Alrick Riley, the most successful British BAME director to have gone to America, has been hired to direct forthcoming episodes of crime shows CSI: Cyber and NCIS: New Orleans and has worked in America for two years.

Riley made his reputation as a director on high-profile dramas including The Cops, Babyfather, Hustle and Spooks (the last two made by Kudos, which has a track record in hiring minority ethnic directors and actors).

He said Spike Lee’s work in the 1990s had inspired a generation of would-be black directors but few in Britain had been able to progress. “I thought that by now the situation would be very different.

“I think that this industry should reflect the people living in society. There should be an equal playing field no matter what race, creed, colour, sex that you are.”

Gurinder Chadha recently made the Desi Rascals reality series for Sky after making her name as a highly successful film director (Bend It Like Beckham, Bride & Prejudice). But Christiana Ebohon, who has directed soaps including Hollyoaks and EastEnders, said: “If you are anything other than a white, male director your career opportunities are at best limited and at worst squashed.”

Alrick Riley with Martin Sheen
Alrick Riley with Martin Sheen

Other British BAME directors to cross the Atlantic include Omar Madha, who worked on Law and Order: Criminal Intent before being hired by Fox to direct Kiefer Sutherland in 24: Live Another Day (which was filmed in Britain), and Londoner Mark Tonderai, who returned from working in America to direct the new Sky 1 series The Five.
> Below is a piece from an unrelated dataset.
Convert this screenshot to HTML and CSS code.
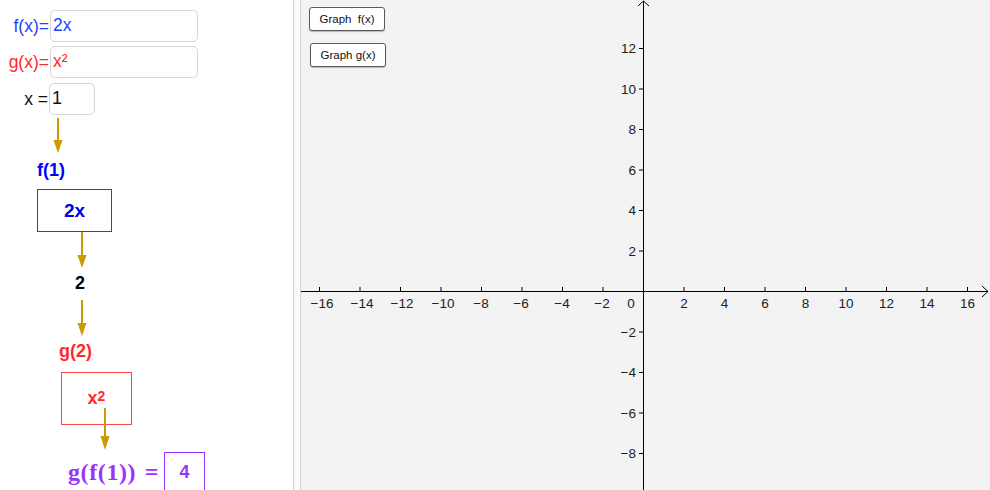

Bharat Nalluri was invited to the US by the Weinstein Company to direct The Crow: Salvation. He stayed on to make further feature films and the HBO mini-series Tsunami: The Aftermath. Born in India and raised in Newcastle-upon-Tyne, he worked on Spooks, Hustle and Life on Mars but said he was “gobsmacked” by the lack of BAME directors in the UK industry.

“I’m an amalgam of British Geordie and Indian – I always tell stories from many perspectives. The reason you hire me is because I am a storyteller,” he said. “If you ignore 14 per cent of the population, a lot of [viewers] will move away from TV and go to social media.”